[Web page code records]
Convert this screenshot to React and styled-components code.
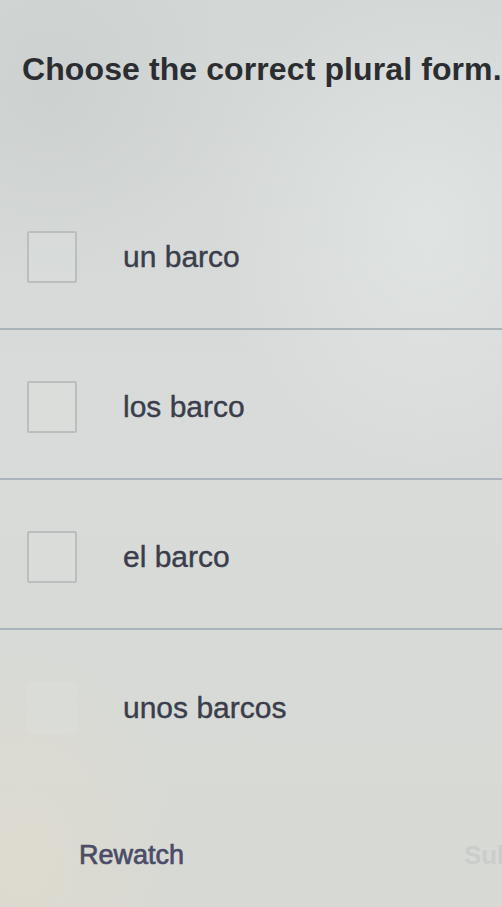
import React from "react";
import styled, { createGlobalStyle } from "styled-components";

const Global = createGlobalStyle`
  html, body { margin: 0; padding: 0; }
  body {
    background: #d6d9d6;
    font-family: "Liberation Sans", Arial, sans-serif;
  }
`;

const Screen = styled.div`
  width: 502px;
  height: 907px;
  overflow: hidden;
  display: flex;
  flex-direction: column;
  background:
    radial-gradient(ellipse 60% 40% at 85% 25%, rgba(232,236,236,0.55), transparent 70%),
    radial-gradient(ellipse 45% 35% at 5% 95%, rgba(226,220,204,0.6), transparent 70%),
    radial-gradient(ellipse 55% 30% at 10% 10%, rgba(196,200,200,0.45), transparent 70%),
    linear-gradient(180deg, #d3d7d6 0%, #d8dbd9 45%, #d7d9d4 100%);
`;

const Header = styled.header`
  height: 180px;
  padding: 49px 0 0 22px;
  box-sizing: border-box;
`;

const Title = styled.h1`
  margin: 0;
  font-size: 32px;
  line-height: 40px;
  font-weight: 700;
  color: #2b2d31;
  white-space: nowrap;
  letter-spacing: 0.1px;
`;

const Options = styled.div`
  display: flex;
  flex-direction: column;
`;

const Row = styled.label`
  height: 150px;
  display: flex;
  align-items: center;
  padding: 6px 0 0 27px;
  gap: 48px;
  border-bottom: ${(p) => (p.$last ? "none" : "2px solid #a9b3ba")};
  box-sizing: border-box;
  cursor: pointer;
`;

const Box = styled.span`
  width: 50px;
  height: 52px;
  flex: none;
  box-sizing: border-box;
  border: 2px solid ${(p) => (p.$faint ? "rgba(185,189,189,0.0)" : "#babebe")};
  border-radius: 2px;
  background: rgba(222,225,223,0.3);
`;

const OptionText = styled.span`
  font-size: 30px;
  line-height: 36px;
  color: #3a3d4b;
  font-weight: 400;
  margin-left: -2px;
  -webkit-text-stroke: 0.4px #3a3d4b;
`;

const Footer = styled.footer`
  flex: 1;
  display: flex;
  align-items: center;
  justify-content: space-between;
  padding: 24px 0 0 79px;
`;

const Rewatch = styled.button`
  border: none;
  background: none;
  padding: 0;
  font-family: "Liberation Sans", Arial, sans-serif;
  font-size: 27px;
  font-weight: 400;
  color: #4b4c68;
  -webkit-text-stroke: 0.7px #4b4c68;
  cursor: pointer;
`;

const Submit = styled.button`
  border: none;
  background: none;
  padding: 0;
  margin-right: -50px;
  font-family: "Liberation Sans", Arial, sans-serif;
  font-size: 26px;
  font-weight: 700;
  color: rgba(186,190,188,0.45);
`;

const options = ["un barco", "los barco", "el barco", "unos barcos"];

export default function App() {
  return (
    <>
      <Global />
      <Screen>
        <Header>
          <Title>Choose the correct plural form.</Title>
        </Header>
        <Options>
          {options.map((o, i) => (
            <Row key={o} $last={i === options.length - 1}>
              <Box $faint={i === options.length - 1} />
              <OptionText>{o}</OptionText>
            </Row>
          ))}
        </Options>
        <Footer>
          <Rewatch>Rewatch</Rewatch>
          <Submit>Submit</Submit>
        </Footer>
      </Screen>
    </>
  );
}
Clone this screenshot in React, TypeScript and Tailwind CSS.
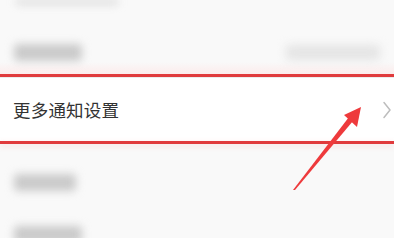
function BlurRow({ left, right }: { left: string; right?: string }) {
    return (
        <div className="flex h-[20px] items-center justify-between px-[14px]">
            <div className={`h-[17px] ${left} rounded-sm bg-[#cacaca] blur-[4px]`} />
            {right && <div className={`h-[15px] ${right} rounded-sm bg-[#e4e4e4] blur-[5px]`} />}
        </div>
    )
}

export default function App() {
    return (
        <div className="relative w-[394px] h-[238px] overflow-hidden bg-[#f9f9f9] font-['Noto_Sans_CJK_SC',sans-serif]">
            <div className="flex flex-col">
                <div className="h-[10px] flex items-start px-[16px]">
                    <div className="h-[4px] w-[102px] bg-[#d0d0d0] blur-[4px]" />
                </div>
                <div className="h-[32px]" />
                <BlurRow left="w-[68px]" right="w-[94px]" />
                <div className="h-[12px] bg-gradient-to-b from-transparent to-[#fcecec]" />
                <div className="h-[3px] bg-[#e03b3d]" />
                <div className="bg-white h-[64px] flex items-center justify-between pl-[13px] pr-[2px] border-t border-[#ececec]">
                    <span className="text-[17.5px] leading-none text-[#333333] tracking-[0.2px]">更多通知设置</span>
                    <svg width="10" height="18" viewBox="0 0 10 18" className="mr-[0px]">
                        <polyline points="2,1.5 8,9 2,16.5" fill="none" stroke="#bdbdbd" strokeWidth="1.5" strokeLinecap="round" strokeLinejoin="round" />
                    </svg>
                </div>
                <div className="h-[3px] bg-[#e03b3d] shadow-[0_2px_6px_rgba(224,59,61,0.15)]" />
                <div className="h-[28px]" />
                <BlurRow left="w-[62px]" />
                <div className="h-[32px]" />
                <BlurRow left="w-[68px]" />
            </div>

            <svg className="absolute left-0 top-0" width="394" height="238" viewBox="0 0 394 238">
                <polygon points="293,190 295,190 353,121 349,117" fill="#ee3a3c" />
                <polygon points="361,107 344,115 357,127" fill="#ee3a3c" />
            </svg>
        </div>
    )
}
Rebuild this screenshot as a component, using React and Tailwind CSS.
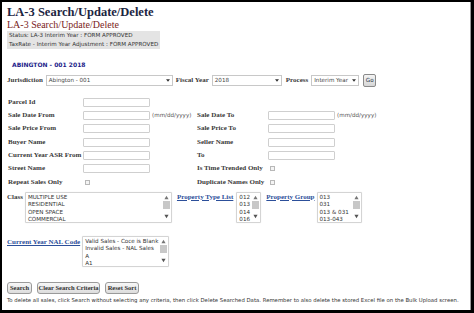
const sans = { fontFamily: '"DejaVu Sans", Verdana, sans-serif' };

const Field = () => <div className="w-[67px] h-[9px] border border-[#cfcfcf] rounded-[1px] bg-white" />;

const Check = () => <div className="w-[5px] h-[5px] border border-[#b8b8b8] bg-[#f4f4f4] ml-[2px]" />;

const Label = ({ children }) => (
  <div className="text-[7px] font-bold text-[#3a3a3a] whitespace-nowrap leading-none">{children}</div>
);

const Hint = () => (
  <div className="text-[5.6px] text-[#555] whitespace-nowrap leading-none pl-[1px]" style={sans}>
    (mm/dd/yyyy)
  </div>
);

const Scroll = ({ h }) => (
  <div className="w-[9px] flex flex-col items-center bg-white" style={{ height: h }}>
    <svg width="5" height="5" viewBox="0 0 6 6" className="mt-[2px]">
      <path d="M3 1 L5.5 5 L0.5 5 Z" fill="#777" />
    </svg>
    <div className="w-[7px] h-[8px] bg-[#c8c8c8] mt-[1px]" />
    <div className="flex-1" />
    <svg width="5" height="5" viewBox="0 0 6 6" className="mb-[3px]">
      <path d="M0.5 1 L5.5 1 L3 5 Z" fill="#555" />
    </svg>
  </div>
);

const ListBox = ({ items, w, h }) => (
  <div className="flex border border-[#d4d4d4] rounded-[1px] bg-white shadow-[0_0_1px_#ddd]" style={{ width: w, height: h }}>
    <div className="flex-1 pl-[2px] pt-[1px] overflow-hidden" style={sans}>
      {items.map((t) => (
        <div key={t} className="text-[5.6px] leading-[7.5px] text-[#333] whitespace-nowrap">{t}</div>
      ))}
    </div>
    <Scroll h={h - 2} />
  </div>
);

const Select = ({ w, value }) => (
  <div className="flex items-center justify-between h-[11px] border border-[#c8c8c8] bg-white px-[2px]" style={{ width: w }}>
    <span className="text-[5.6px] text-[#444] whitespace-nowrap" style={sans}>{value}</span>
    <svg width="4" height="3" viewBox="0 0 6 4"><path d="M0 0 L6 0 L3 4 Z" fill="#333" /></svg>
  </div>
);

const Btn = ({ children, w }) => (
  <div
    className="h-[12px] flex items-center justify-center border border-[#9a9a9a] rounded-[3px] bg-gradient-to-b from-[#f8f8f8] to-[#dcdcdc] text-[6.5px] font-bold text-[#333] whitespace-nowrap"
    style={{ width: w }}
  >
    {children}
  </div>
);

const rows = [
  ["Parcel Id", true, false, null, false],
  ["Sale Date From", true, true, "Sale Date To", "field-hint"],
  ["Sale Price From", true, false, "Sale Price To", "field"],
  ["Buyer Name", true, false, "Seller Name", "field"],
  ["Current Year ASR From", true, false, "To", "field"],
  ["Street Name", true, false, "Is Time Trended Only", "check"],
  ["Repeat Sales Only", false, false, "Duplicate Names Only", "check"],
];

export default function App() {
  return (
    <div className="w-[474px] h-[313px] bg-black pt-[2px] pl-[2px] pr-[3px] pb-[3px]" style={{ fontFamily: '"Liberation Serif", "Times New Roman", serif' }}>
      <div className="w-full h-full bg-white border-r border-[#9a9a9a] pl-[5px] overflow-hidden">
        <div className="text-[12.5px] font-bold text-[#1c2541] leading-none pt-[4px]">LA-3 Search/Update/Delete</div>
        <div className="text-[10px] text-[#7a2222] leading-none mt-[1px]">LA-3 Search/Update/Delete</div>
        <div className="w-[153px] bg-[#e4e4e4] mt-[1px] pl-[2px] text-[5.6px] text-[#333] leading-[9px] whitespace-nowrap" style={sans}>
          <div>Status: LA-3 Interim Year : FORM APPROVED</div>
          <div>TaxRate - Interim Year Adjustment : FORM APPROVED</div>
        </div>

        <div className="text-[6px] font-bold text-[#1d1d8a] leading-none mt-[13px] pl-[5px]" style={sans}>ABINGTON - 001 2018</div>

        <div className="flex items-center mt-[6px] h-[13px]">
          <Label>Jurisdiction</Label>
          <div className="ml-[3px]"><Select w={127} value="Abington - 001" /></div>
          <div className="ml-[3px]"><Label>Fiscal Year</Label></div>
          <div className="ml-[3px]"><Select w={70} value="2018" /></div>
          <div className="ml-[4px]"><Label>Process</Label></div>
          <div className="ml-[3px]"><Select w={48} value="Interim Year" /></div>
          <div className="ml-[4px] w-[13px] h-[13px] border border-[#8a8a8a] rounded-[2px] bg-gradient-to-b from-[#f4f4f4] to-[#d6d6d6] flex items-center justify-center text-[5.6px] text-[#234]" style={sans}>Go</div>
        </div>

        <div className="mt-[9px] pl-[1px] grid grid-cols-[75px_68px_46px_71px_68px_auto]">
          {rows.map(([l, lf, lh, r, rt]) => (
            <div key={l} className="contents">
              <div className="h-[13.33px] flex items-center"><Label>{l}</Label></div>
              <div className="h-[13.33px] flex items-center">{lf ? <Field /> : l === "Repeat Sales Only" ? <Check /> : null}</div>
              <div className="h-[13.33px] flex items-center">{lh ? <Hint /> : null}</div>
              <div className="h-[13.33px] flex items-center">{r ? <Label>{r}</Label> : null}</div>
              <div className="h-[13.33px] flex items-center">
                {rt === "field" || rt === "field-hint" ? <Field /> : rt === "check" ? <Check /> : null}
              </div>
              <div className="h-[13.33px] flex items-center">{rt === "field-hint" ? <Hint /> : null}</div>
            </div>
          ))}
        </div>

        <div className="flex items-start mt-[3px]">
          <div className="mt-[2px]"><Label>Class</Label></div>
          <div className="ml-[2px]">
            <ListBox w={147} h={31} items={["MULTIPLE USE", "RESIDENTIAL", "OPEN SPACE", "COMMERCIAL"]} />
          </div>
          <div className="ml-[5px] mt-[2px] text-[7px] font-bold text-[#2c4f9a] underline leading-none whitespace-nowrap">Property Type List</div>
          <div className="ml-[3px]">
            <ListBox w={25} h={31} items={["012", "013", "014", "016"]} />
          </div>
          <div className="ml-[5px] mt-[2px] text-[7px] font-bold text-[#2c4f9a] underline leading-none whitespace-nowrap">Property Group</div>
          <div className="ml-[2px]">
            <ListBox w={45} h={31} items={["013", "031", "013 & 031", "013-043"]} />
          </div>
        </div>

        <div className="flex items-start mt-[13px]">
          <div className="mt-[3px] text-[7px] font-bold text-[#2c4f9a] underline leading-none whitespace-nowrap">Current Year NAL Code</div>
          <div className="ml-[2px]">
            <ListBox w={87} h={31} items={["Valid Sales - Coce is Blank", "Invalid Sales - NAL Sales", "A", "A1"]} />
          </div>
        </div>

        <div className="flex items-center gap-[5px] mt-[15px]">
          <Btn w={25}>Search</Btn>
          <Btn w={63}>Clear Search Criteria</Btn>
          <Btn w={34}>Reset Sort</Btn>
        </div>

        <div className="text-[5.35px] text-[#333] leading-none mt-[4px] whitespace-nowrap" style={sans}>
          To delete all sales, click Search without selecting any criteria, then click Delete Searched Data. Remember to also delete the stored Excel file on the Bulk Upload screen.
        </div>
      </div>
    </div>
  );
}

-- Exercise requirements --
Collect every line above that contains the word "Tailwind".

-- Solved problem --
Clone this screenshot in React, TypeScript and Tailwind CSS.
Rebuild this screenshot as a component, using React and Tailwind CSS.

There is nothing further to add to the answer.